The compliance lapses at Chubu Electric and the Nuclear Regulation Authority threaten confidence in Japan’s safety regime as the country tries to reopen its nuclear plants 15 years after a massive quake caused a tsunami that inundated reactors in Fukushima.
“We have severely damaged trust in Chubu Electric’s nuclear power operations,” chair Satoru Kasuno said this month after the regulator accused the company of “fabricating” data and scrapped a decade-long review process to reopen two reactors. “This is a situation that could undermine the very foundation of our nuclear business.”
The incident at Chubu Electric is not isolated. Japan’s nuclear energy sector has been dogged by six other major incidents since 2008, according to a tally by Nomura, in a nation where safety is paramount because of the frequency of earthquakes.
Since the Fukushima meltdown, academics have praised Japan’s NRA for taking a stringent and methodical approach to regulating the sector. As a result, 15 reactors have restarted — a slow pace that has irked utilities and their investors.
But experts said the incidents showed complacency creeping in as the memory of Fukushima, one of the world’s worst nuclear accidents, faded.
“The institutions are working fine, but the individuals are not,” said Kazuto Suzuki, a University of Tokyo professor who led a 10-year anniversary probe into the disaster. “This is the reverse of Fukushima . . . the bad guy is still the management of the electric companies.”
Chubu’s nuclear plants are crucial because they supply Japan’s carmaking heartland, including Aichi prefecture, home of Toyota. Their restart would be a “bonus” for lowering power costs for the world’s largest carmaker, said Suzuki.
Chubu Electric said staff had selected inappropriate data that deviated from the regulator’s methodology to estimate the maximum potential shaking in an earthquake.
Known as the standard ground motion, the figure is critical to determining whether a plant’s design can safely withstand large seismic events.
It remains unclear whether senior management knew about the inappropriate selection of seismic data. An independent committee will undertake an investigation.
NRA chair Shinsuke Yamanaka said it would be necessary to restart the entire review process and called the provision of flawed data “reckless” and “an outrageous act against safety regulations”.
The restart of Chubu’s two Hamaoka reactors has been thrown into uncertainty, with the review of the applications abandoned last week. Before the incident, analysts had pencilled in Unit 3 restarting in 2029 and Unit 4 in 2032.
“Previous incidents suggest that it will take three years from the suspension of the regulatory review to recommencing it,” said Shinichi Yamazaki, an analyst at Nomura.
Local government officials, however, have suggested they might never allow the plant to reopen. Masaru Shimomura, mayor of Omaezaki, where Hamaoka is located, said this month: “If the reliability of the submitted data itself is called into question, then everything is undermined.”
Prominent seismologists, including Kobe University’s Katsuhiko Ishibashi, have dubbed Hamaoka “the most dangerous” of Japan’s nuclear plants since it sits near the Nankai Trough. The government has warned that a big earthquake on the 900km trench where tectonic plates intersect could kill almost 300,000 people and cause $1.8tn worth of damage.

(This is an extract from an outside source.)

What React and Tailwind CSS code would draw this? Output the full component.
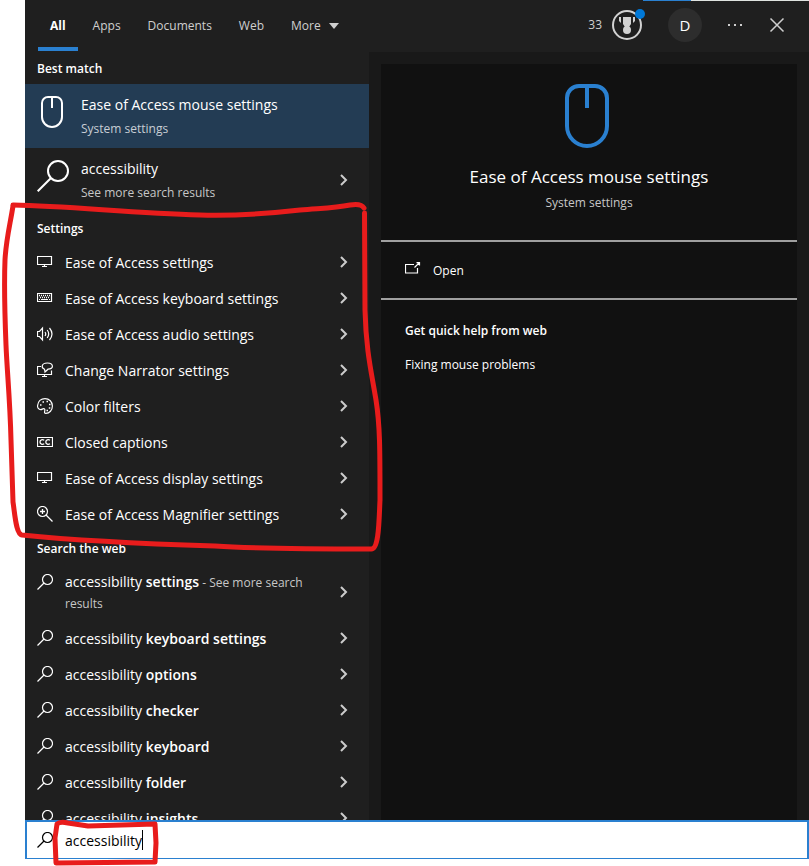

While some analysts viewed the incident as isolated to Chubu, others expressed concern it could affect the pace of reactor restarts and might reflect deeper cultural issues in Japan’s power companies.

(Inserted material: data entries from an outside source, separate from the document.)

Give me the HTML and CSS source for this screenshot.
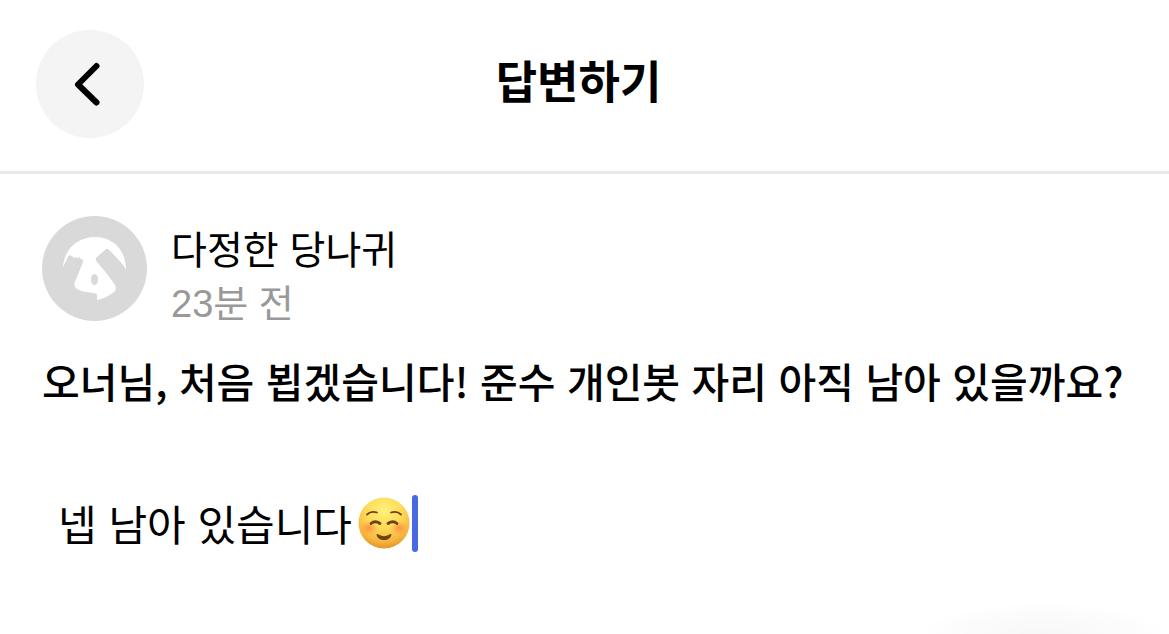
FILE: index.html
```html
<!DOCTYPE html>
<html lang="ko">
<head>
<meta charset="utf-8">
<meta name="viewport" content="width=device-width, initial-scale=1">
<title>답변하기</title>
<link rel="stylesheet" href="styles.css">
</head>
<body>
<header class="topbar">
  <button class="back" type="button" aria-label="뒤로">
    <svg class="back-icon" viewBox="0 0 108 108" aria-hidden="true"><path d="M60.500 36 42 54.500 60.500 72.500"/></svg>
  </button>
  <h1 class="title">답변하기</h1>
</header>
<main class="content">
  <section class="author">
    <svg class="avatar" viewBox="0 0 105 105" aria-hidden="true">
      <circle cx="52.500" cy="52.500" r="52.500" fill="#d9d9d9"/>
      <path fill="#fff" d="M21 51C22 34 35 21 53 21C70 21 84 33 84 54C82 49 76 43 71 38C69 36 66 32 64 33L54 42Q53 44 55 46C60 52 68 61 73 69Q76 75 69 78C65 81 61 82 56 84L55 83V78C50 76 42 77 35 73Q31 70 33 66L41 46Q42 43 39 43L37 41Q35 43 34 41Q32 43 30 40Q27 38 26 41Z"/>
      <ellipse cx="52.500" cy="63.500" rx="3.500" ry="5.500" fill="#d9d9d9"/>
    </svg>
    <div class="meta">
      <p class="name">다정한 당나귀</p>
      <p class="time">23분 전</p>
    </div>
  </section>
  <p class="question">오너님, 처음 뵙겠습니다! 준수 개인봇 자리 아직 남아 있을까요?</p>
  <div class="reply">
    <input class="reply-input" type="text" aria-label="답변" value="넵 남아 있습니다">
    <svg class="emoji" viewBox="0 0 52 52" role="img" aria-label="미소 짓는 얼굴">
      <defs>
        <radialGradient id="face" cx="50%" cy="25%" r="76%">
          <stop offset="0" stop-color="#fff07a"/>
          <stop offset=".45" stop-color="#ffdb58"/>
          <stop offset=".8" stop-color="#f6b63f"/>
          <stop offset="1" stop-color="#e3922b"/>
        </radialGradient>
        <radialGradient id="blush">
          <stop offset="0" stop-color="#ff713d" stop-opacity=".65"/>
          <stop offset="1" stop-color="#ff8a3d" stop-opacity="0"/>
        </radialGradient>
      </defs>
      <circle cx="26" cy="26" r="25.500" fill="url(#face)"/>
      <ellipse cx="11" cy="31" rx="9" ry="7" fill="url(#blush)"/>
      <ellipse cx="41" cy="31" rx="9" ry="7" fill="url(#blush)"/>
      <g fill="none" stroke="#6d4317" stroke-linecap="round">
        <path stroke-width="1.800" d="M9 17.500Q13 13.500 19 15.500M33 15.500Q39 13.500 43 17.500"/>
        <path stroke-width="2.800" d="M13 26.500Q17 23 22 26.500M30 26.500Q35 23 39 26.500"/>
      </g>
      <path fill="#6d4317" d="M18.500 37.500Q19 36.500 20.500 37.500Q26 41 31.500 37.500Q33 36.500 33.500 37.500C33 41 30 43 26 43S19 41 18.500 37.500Z"/>
    </svg>
    <span class="caret"></span>
  </div>
</main>
<div class="shade"></div>
</body>
</html>
```
FILE: styles.css
```css
* {
  box-sizing: border-box;
}

body {
  margin: 0;
  min-height: 100vh;
  position: relative;
  background: #fff;
  color: #000;
  font-family: "Noto Sans CJK KR", sans-serif;
}

h1,
p {
  margin: 0;
}

.topbar {
  display: grid;
  grid-template-columns: 108px 1fr 108px;
  align-items: center;
  padding: 30px 36px 33px;
  border-bottom: 3px solid #e9e9e9;
}

.back {
  width: 108px;
  height: 108px;
  padding: 0;
  border: 0;
  border-radius: 50%;
  background: #f4f4f4;
}

.back-icon {
  display: block;
  width: 108px;
  height: 108px;
  fill: none;
  stroke: #000;
  stroke-width: 6;
  stroke-linecap: round;
  stroke-linejoin: round;
}

.title {
  padding: 0 12px 8px 0;
  font-size: 45px;
  line-height: 60px;
  font-weight: 700;
  text-align: center;
}

.content {
  padding: 42px 42px 24px;
}

.author {
  display: flex;
  align-items: flex-start;
  gap: 24px;
}

.avatar {
  flex: none;
  width: 105px;
  height: 105px;
}

.meta {
  padding-top: 4px;
}

.name {
  font-size: 39px;
  line-height: 54px;
}

.time {
  color: #999;
  font-family: "Liberation Sans", "Noto Sans CJK KR", sans-serif;
  font-size: 38px;
  line-height: 60px;
}

.question {
  margin-top: 16px;
  font-size: 41px;
  line-height: 60px;
  font-weight: 500;
}

.reply {
  display: flex;
  align-items: center;
  margin-top: 83px;
  padding-left: 16px;
}

.reply-input {
  field-sizing: content;
  height: 60px;
  padding: 0 0 2px;
  border: 0;
  outline: 0;
  background: none;
  color: inherit;
  font-family: inherit;
  font-size: 42px;
}

.emoji {
  flex: none;
  width: 52px;
  height: 52px;
  margin-left: 6px;
}

.caret {
  width: 6px;
  height: 57px;
  margin-left: 2px;
  border-radius: 3px;
  background: #4868e4;
}

.shade {
  position: absolute;
  right: 0;
  bottom: 0;
  width: 250px;
  height: 32px;
  background: radial-gradient(ellipse at bottom, rgba(0, 0, 0, 0.03), rgba(0, 0, 0, 0.012) 50%, transparent 70%);
}
```
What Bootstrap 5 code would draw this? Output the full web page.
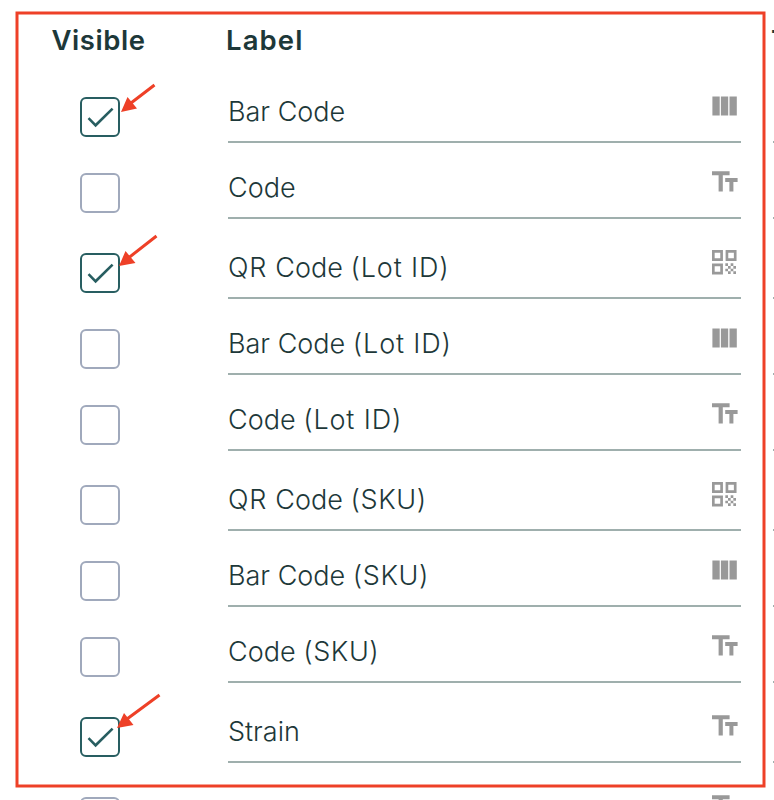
<!DOCTYPE html>
<html lang="en">
<head>
<meta charset="utf-8">
<meta name="viewport" content="width=device-width, initial-scale=1">
<title>Columns</title>
<link href="https://cdn.jsdelivr.net/npm/bootstrap@5.3.0/dist/css/bootstrap.min.css" rel="stylesheet">
<style>
  body { height: 800px; overflow: hidden; background: #fff; color: #1d3839; font-family: Inter, "Open Sans", sans-serif; }
  .sheet { height: 800px; }
  .head-row { height: 67px; font-size: 27.5px; font-weight: 600; line-height: 40px; padding-top: 20px; letter-spacing: .55px; }
  .head-label { letter-spacing: 1.1px; }
  .col-visible { width: 228px; flex: none; }
  .head-row .col-visible { padding-left: 51.5px; width: 226px; }
  .col-label { width: 513px; flex: none; }
  .head-next { margin-left: 32px; }
  .field-row { height: 76px; }
  .field-row.tall { height: 80px; }
  .field-row .col-visible { padding: 0 0 6px 80px; }
  .box.form-check-input { width: 40px; height: 40px; margin: 0; border: 2px solid #a0a9bc; border-radius: 6px; background: #fff; display: block; box-shadow: none; }
  .box.form-check-input:checked { border-color: #285e61; background: #fff url("data:image/svg+xml,%3Csvg xmlns='http://www.w3.org/2000/svg' viewBox='0 0 36 36'%3E%3Cpath d='M6.5 19.2L13.6 26.3L30.6 9.6' fill='none' stroke='%23285e61' stroke-width='2.6'/%3E%3C/svg%3E") 0 0/36px 36px no-repeat; }
  .field { border-bottom: 2px solid #9fafad; padding-bottom: 9px; font-size: 27px; font-weight: 300; line-height: 40px; }
  .field svg { width: 32px; height: 32px; fill: #999; margin: 0 1px 10px 0; }
  .lot { letter-spacing: .85px; }
  .sku { letter-spacing: .6px; }
  .qr { letter-spacing: .7px; }
  .rest { width: 1px; margin-left: 32px; border-bottom: 2px solid #9fafad; }
  .marks { position: absolute; left: 0; top: 0; pointer-events: none; }
</style>
</head>
<body>
<svg class="d-none">
  <symbol id="bars" viewBox="0 0 32 32"><path d="M3.8 6.5h7.3v19H3.8zM12.3 6.5h7.3v19h-7.3zM20.9 6.5h7.3v19h-7.3z" transform="translate(.6 0)"/></symbol>
  <symbol id="text" viewBox="0 0 32 32"><path d="M4 5.2h17.6v4H14.8v16.4h-4.2V9.2H4zM17.2 12h12.4v4h-4.2v9.6h-4V16h-4.2z"/></symbol>
  <symbol id="qr" viewBox="0 0 24 24"><path fill-rule="evenodd" d="M3 3h8.2v8.2H3zM5 5v4.2h4.2V5zM13.2 3h8.2v8.2h-8.2zM15.2 5v4.2h4.2V5zM3 13.2h8.2v8.2H3zM5 15.2v4.2h4.2v-4.2zM13 13h2v2h-2zM15 15h2v2h-2zM13 17h2v2h-2zM15 19h2v2h-2zM17 13h2v2h-2zM17 17h2v2h-2zM19 15h2v2h-2zM19 19h2v2h-2z"/></symbol>
</svg>
<main class="sheet position-relative overflow-hidden d-flex flex-column">
  <div class="head-row d-flex flex-shrink-0">
    <div class="col-visible"><span>Visible</span></div>
    <div class="col-label"><span class="head-label">Label</span></div>
    <div class="head-next">Type</div>
  </div>
  <div class="field-row d-flex flex-shrink-0"><div class="col-visible d-flex align-items-end"><input class="box form-check-input" type="checkbox" checked></div><div class="col-label field d-flex justify-content-between align-items-end"><span>Bar Code</span><svg><use href="#bars"/></svg></div><div class="rest"></div></div>
  <div class="field-row d-flex flex-shrink-0"><div class="col-visible d-flex align-items-end"><input class="box form-check-input" type="checkbox"></div><div class="col-label field d-flex justify-content-between align-items-end"><span>Code</span><svg><use href="#text"/></svg></div><div class="rest"></div></div>
  <div class="field-row tall d-flex flex-shrink-0"><div class="col-visible d-flex align-items-end"><input class="box form-check-input" type="checkbox" checked></div><div class="col-label field d-flex justify-content-between align-items-end"><span><span class="qr">QR </span>Code <span class="lot">(Lot ID)</span></span><svg><use href="#qr"/></svg></div><div class="rest"></div></div>
  <div class="field-row d-flex flex-shrink-0"><div class="col-visible d-flex align-items-end"><input class="box form-check-input" type="checkbox"></div><div class="col-label field d-flex justify-content-between align-items-end"><span>Bar Code <span class="lot">(Lot ID)</span></span><svg><use href="#bars"/></svg></div><div class="rest"></div></div>
  <div class="field-row d-flex flex-shrink-0"><div class="col-visible d-flex align-items-end"><input class="box form-check-input" type="checkbox"></div><div class="col-label field d-flex justify-content-between align-items-end"><span>Code <span class="lot">(Lot ID)</span></span><svg><use href="#text"/></svg></div><div class="rest"></div></div>
  <div class="field-row tall d-flex flex-shrink-0"><div class="col-visible d-flex align-items-end"><input class="box form-check-input" type="checkbox"></div><div class="col-label field d-flex justify-content-between align-items-end"><span><span class="qr">QR </span>Code <span class="sku">(SKU)</span></span><svg><use href="#qr"/></svg></div><div class="rest"></div></div>
  <div class="field-row d-flex flex-shrink-0"><div class="col-visible d-flex align-items-end"><input class="box form-check-input" type="checkbox"></div><div class="col-label field d-flex justify-content-between align-items-end"><span>Bar Code <span class="sku">(SKU)</span></span><svg><use href="#bars"/></svg></div><div class="rest"></div></div>
  <div class="field-row d-flex flex-shrink-0"><div class="col-visible d-flex align-items-end"><input class="box form-check-input" type="checkbox"></div><div class="col-label field d-flex justify-content-between align-items-end"><span>Code <span class="sku">(SKU)</span></span><svg><use href="#text"/></svg></div><div class="rest"></div></div>
  <div class="field-row tall d-flex flex-shrink-0"><div class="col-visible d-flex align-items-end"><input class="box form-check-input" type="checkbox" checked></div><div class="col-label field d-flex justify-content-between align-items-end"><span>Strain</span><svg><use href="#text"/></svg></div><div class="rest"></div></div>
  <div class="field-row tall d-flex flex-shrink-0"><div class="col-visible d-flex align-items-end"><input class="box form-check-input" type="checkbox"></div><div class="col-label field d-flex justify-content-end align-items-end"><svg><use href="#text"/></svg></div><div class="rest"></div></div>
  <svg class="marks" width="774" height="800" fill="none" stroke="#ee4027" stroke-width="3">
    <rect x="17" y="13" width="747" height="773"/>
    <path d="M154.5 85L131 103M156.500 236L129 257.500M159.500 695L127 719"/>
    <path fill="#ee4027" stroke="none" d="M121 112L127.500 97L137 108.500zM119 266L125.500 251L135.500 263zM117 728L124 713L133.500 725z"/>
  </svg>
</main>
</body>
</html>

Japan shut down 54 reactors after the Fukushima meltdown, but momentum has gathered under Prime Minister Sanae Takaichi to turn them back on to meet surging demand from AI data centres and to bring down energy bills for households suffering from the rising cost of living.

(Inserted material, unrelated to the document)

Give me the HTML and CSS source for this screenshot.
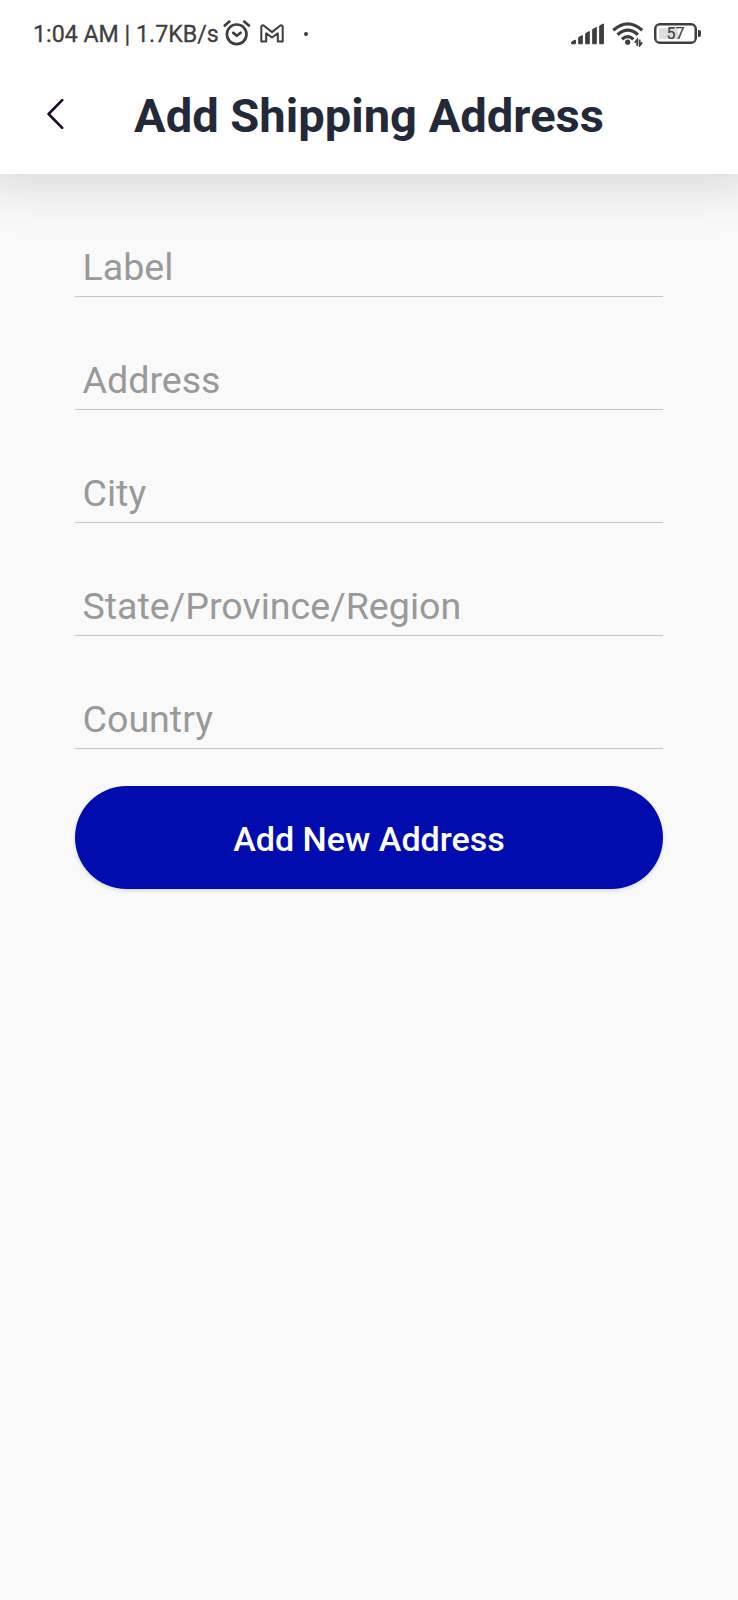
FILE: index.html
```html
<!DOCTYPE html>
<html lang="en">
<head>
<meta charset="utf-8">
<title>Add Shipping Address</title>
<link rel="stylesheet" href="styles.css">
</head>
<body>
<header class="header">
  <div class="status">
    <span class="clock">1:04 AM | 1.7KB/s</span>
    <svg class="alarm" width="28" height="28" viewBox="0 0 28 28" fill="none" stroke="#3e3e3e" stroke-width="2.7" stroke-linecap="round" stroke-linejoin="round">
      <circle cx="13.7" cy="15.3" r="9.8"/>
      <path d="M10.3 13.9l3.5 2.9 3.8-3M1.8 6.6l4.6-4M25.8 6.6l-4.6-4"/>
    </svg>
    <svg class="mail" width="24" height="20" viewBox="0 0 24 20" fill="none" stroke="#3e3e3e" stroke-width="2" stroke-linejoin="round">
      <path d="M1.3 3.1Q1.3 1.3 3.3 1.3L12 8.1 20.7 1.3Q22.7 1.3 22.7 3.1V17.4H17.8V9.3L12 13.5 6.2 9.3V17.4H1.3Z"/>
    </svg>
    <span class="dot"></span>
    <span class="spacer"></span>
    <svg class="signal" width="33" height="22" viewBox="0 0 33 22" fill="#3e3e3e" stroke="#3e3e3e" stroke-linejoin="round">
      <path d="M.6 20.8V19L4.4 17V20.8ZM7.7 20.8V14.5L11.3 12.5V20.8ZM14.7 20.8V10.5L18.3 8.5V20.8ZM21.7 20.8V6.5L25.3 4.5V20.8ZM28.7 20.8V2.9L32.4 .9V20.8Z"/>
    </svg>
    <svg class="wifi" width="33" height="26" viewBox="0 0 33 26" fill="none" stroke="#3e3e3e" stroke-width="3.2">
      <path d="M1.3 9.2Q15.7 -3.6 30.2 9.2M5.6 13.7Q15.7 4.6 25.9 13.7M10 18.2Q15.7 13 21.4 18.2"/>
      <circle cx="15.7" cy="21.2" r="2.6" fill="#3e3e3e" stroke="none"/>
      <path d="M25.2 24.8V18.6L22.7 21.8M27.7 18.4V24.6L30.2 21.4" stroke-width="1.8"/>
    </svg>
    <div class="battery"><span class="level">57</span></div>
  </div>
  <div class="titlebar">
    <svg class="back" width="18" height="32" viewBox="0 0 18 32" fill="none" stroke="#190b28" stroke-width="2.6" stroke-linecap="round" stroke-linejoin="round">
      <path d="M15.2 2.2L1.6 16L15.2 29.8"/>
    </svg>
    <h1 class="title">Add Shipping Address</h1>
  </div>
</header>
<main class="form">
  <div class="field">Label</div>
  <div class="field">Address</div>
  <div class="field">City</div>
  <div class="field">State/Province/Region</div>
  <div class="field">Country</div>
  <button class="submit" type="button">Add New Address</button>
</main>
</body>
</html>
```
FILE: styles.css
```css
* { box-sizing: border-box; }
body {
  margin: 0;
  min-height: 1600px;
  background: #f9f9f9;
  font-family: Roboto, sans-serif;
}
.header {
  height: 174px;
  background: #fff;
  box-shadow: 0 -14px 54px 20px rgba(0, 0, 0, .16);
}
.status {
  display: flex;
  align-items: center;
  height: 68px;
  padding: 0 37px 0 33px;
  color: #3e3e3e;
}
.clock {
  width: 190px;
  font-size: 23.2px;
  font-weight: 400;
  -webkit-text-stroke: .3px #3e3e3e;
  white-space: nowrap;
}
.alarm { margin-top: -2px; }
.mail { margin-left: 9px; margin-top: -1px; }
.dot {
  width: 4px;
  height: 4px;
  margin-left: 20px;
  border-radius: 50%;
  background: #3e3e3e;
}
.spacer { flex: 1; }
.signal { margin-right: 8px; }
.wifi { margin-right: 9px; margin-top: -1px; }
.battery {
  display: flex;
  align-items: center;
  margin-top: -1px;
}
.battery::after {
  content: "";
  width: 3px;
  height: 7px;
  margin-left: 1px;
  border-radius: 0 2px 2px 0;
  background: #3e3e3e;
}
.level {
  width: 43px;
  height: 21px;
  border: 2px solid #3e3e3e;
  box-shadow: inset 0 0 0 .5px #3e3e3e;
  border-radius: 6px;
  background: linear-gradient(90deg, transparent 3px, #dedede 3px, #dedede 22px, transparent 22px) content-box;
  padding: 3px 0;
  font-size: 16px;
  font-weight: 400;
  -webkit-text-stroke: .2px #3e3e3e;
  line-height: 12px;
  text-align: center;
}
.titlebar {
  display: flex;
  align-items: center;
  padding-left: 47px;
  height: 96px;
}
.back { margin-top: -4px; }
.title {
  margin: 0 0 0 69px;
  color: #232939;
  font-size: 47.1px;
  font-weight: 700;
  line-height: 56px;
  white-space: nowrap;
}
.form {
  display: flex;
  flex-direction: column;
  padding: 10px 75px 0;
}
.field {
  height: 113px;
  padding: 61px 7.5px 0;
  border-bottom: 1px solid #c6c6c6;
  color: #999;
  font-size: 37.6px;
  line-height: 44px;
}
.submit {
  height: 103px;
  margin-top: 37px;
  padding-top: 3px;
  border: 0;
  border-radius: 52px;
  background: #000cae;
  box-shadow: 0 2px 4px rgba(0, 0, 0, .12);
  color: #fff;
  font-family: inherit;
  font-size: 34.1px;
  font-weight: 500;
}
```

Last year, the government set a target for 20 per cent of Japan’s electricity to come from nuclear sources by 2040.
Kashiwazaki-Kariwa, the world’s biggest nuclear plant, attempted to restart a reactor on Wednesday evening after it was given the green light in November, a major milestone for nuclear’s revival.
However, it was temporarily shut down on Thursday after a malfunction of electrical components in the control panel that operates the reactor’s control rods triggered an alarm. The restart attempt had already been postponed by a day after problems with the alarm system were detected.
The plant, operated by Tokyo Electric Power Company, which was responsible for Fukushima Daiichi, also faced a set of safety blunders in 2021 that led to the approval process taking about three years longer than expected.
As well as the failure to complete renovations needed to prevent fires, one Tepco employee used a colleague’s ID card to gain access to the main control room and problems were found with intruder-detection equipment.
Norimasa Shinya, an analyst at Mizuho Securities, said the lapse at Chubu Electric would have little impact on nuclear restarts in the short term but could affect Japan’s power supply over a five-year horizon.
“This has a very negative impact on the potential restart of reactors in the 2030 to 2035 timeframe,” he said. “The Chubu incident is extremely serious, and there’s a high risk this affects the company’s credibility.”